A modest call to stop buying the “cottage cheese” because of the incredible high price was suddenly very successful and the three firms that dominate the market were compelled to capitulate even partially. Here and there in the last months when people spoke about social change, it was possible to hear “Tahrir”...the example of young people able to change an autocratic corrupt regime became meaningful.

Some young people concerned about the problem of housing prices established some tents in a very central street in Tel Aviv and in a few days the fire extended all over the country. Then people began to discuss not only the question of housing. Suddenly social justice, welfare state, taxation everything started to be part of the debate. Voices that we didn’t here in the last tens of years become part of the public political arena.

In the last 40 years, I never participated in a demonstration like the one of last Saturday. The settlers and right wing tried to delegitimize the activists “they are spoiled representatives of the elites, there are anti national, etc” but it didn’t work. 200 thousand people attended the Tel Aviv demonstration and we were 30 thousand in the very problematic-right wing and extremely religious Jerusalem. I was walking together with religious and non-religious people, oriental and not oriental Jews. Simple workers and professors of the Hebrew University. People shouting `we want social justice`, `against privatization, in favor of public housing`, `in favor of the welfare state`. Even more surprising: a group with posters saying `Jews and Arabs refuse to be enemies`, `Jews and Arabs refuse to be slaves`! Also surprising was that among the various speakers who got strong ovations from the demonstrators was the Palestinian Israeli writer Saed Kashua who was equally applauded while some of us were afraid that the right wingers will disturb the dominant sense of solidarity.

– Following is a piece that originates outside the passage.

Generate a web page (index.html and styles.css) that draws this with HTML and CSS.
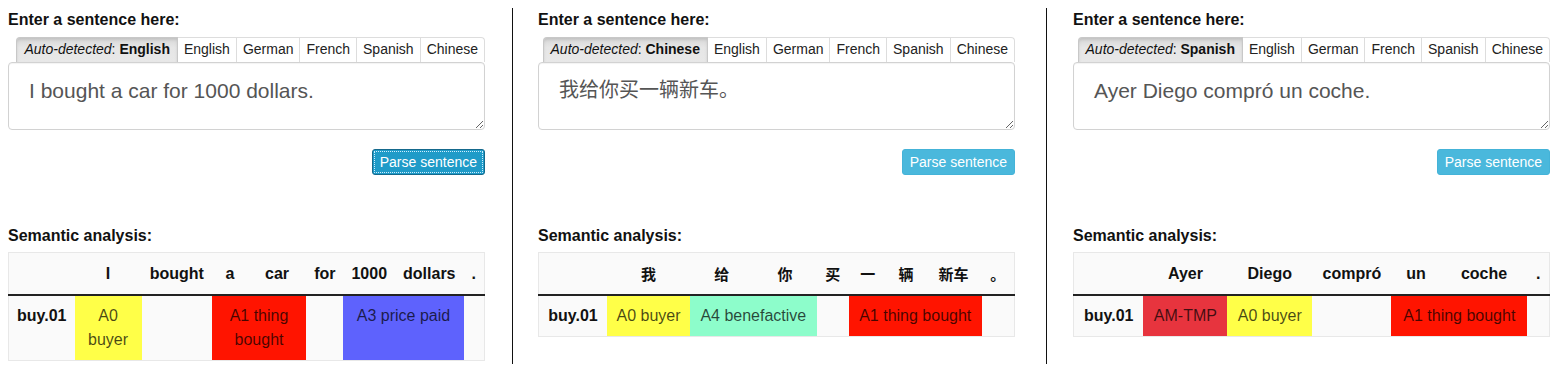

Optimism? No, pesoptimism –in the words of Emil Habibi. The road will be very difficult. The threats are there: the American new economic crisis, foreign minister Lieberman announces that the Palestinians are preparing a terrible bloodshed, while the army speaks about very moderate winds in the Palestinian Authority!

There are no political parties capable to take up the challenge and to move forward, but something very essential changed in these days in Israel even if it`s still unclear if the left will be able to say that social justice should include also the occupied Palestinians, that without peace and the end of the colonial project in the territories occupied in 1967 social justice will remain a dream.